An hour later, the temps drop in the house. It’s dark and the kitchen is a mess and I scrub my dishes by the flickering, weak glow of a tea light. My husband scrounges around in the garage for leftover firewood and then attempts to drive to a neighbor to borrow some. He can’t even get down the driveway.

I run upstairs and cover my daughter in blankets. My husband finds some ratty sticks, throws them into the fireplace and I huddle in front of it.

We are not prepared. There are three water bottles to get us through the night. Seven tea lights. No flashlights. No battery-operated heat devices. Defrosting, soon-to-be rotting, chicken in the freezer. A load of laundry in the washing machine. A laptop with ten percent of battery life and two phones on the verge of death.

My husband goes out to the car to charge our phones while I curl in front of the fireplace. It sizzles and crackles. It smells like something forgotten in the oven, black and burning, ash. Alone with my thoughts in the dark, cold house, it’s no wonder my mind goes to dark, cold places. To storms. The kinds that come out of sunny, blue skies. I think of a dear neighbor who recently lost her sister. Another who lost a young child earlier in the year. A little further in the neighborhood, a friend whose husband just lost his third job in less than two months. Another who has not been blessed yet with children.

I see them and the storms in their lives that shine through their eyes, all the time, every day. Tears rise in my own eyes because it’s not fair, these storms that come out of clear, sunny skies.

It is hard to move past the darkness of my thoughts. I stare at the fire that rips through the logs, consuming them, and I wonder why in the process of creating heat and warmth, something has to be destroyed.

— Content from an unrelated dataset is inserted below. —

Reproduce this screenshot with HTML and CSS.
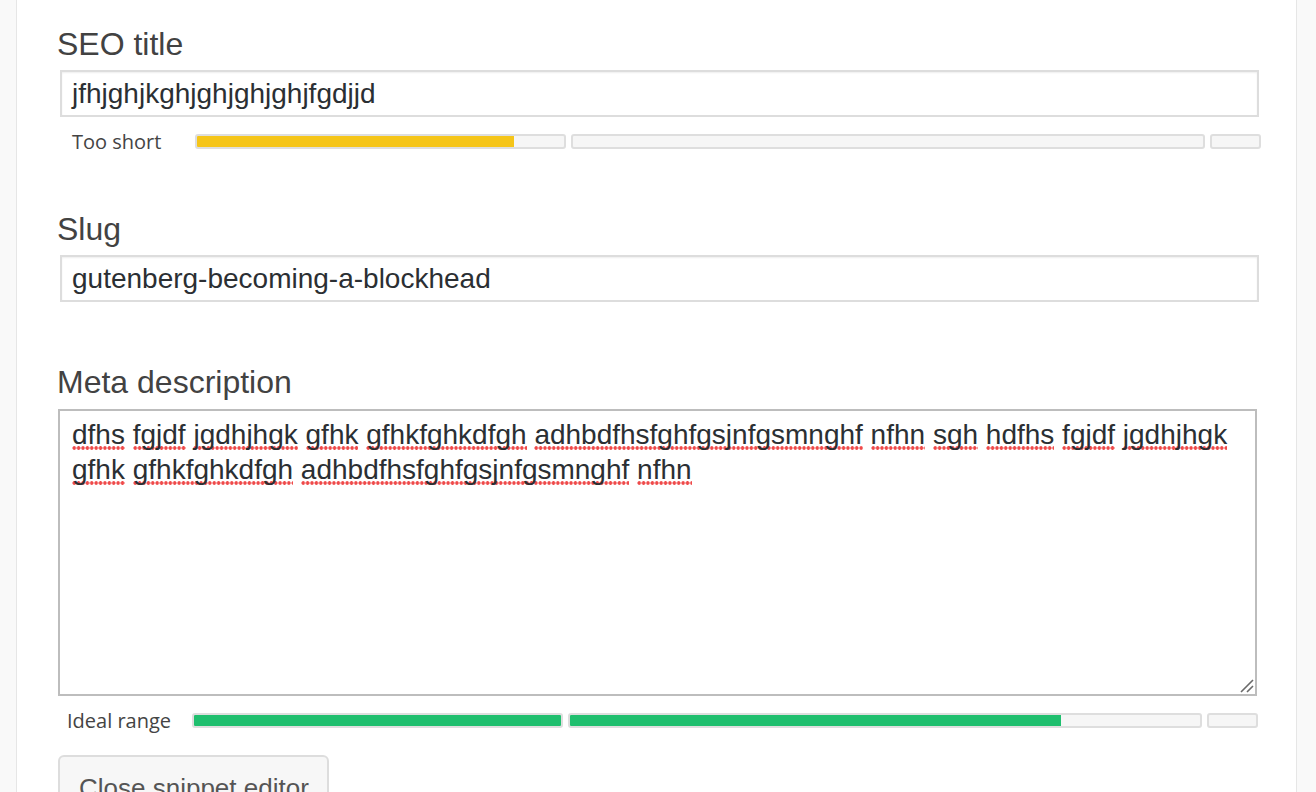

My husband joins me at the fire, and to distract myself, I tell him about the bright blackout of my childhood.

It happened in the summertime, on a balmy day in Toronto that was just like any other. The lights went out in the evening. Doors opened, neighbors poured into the streets. I remember the way we all marched along to the grocery store. There was free ice cream and fruit custard pie. There were handshakes and hugs and giggles. We sat on the porch, eating our melting ice-cream, watching it drip onto the pavement in the dark, dark streets under the glow of hundreds of visible stars. It was a fun night. We went to bed after midnight, in a hot, hot house, with windows open wide, listening to the hum of families talking to each other in the neat row of dark houses across from ours.

“It was summer,” I say, trying to explain. “It might have been dark, but there was heat.”
We fall into silence and I open my phone and scroll through messages.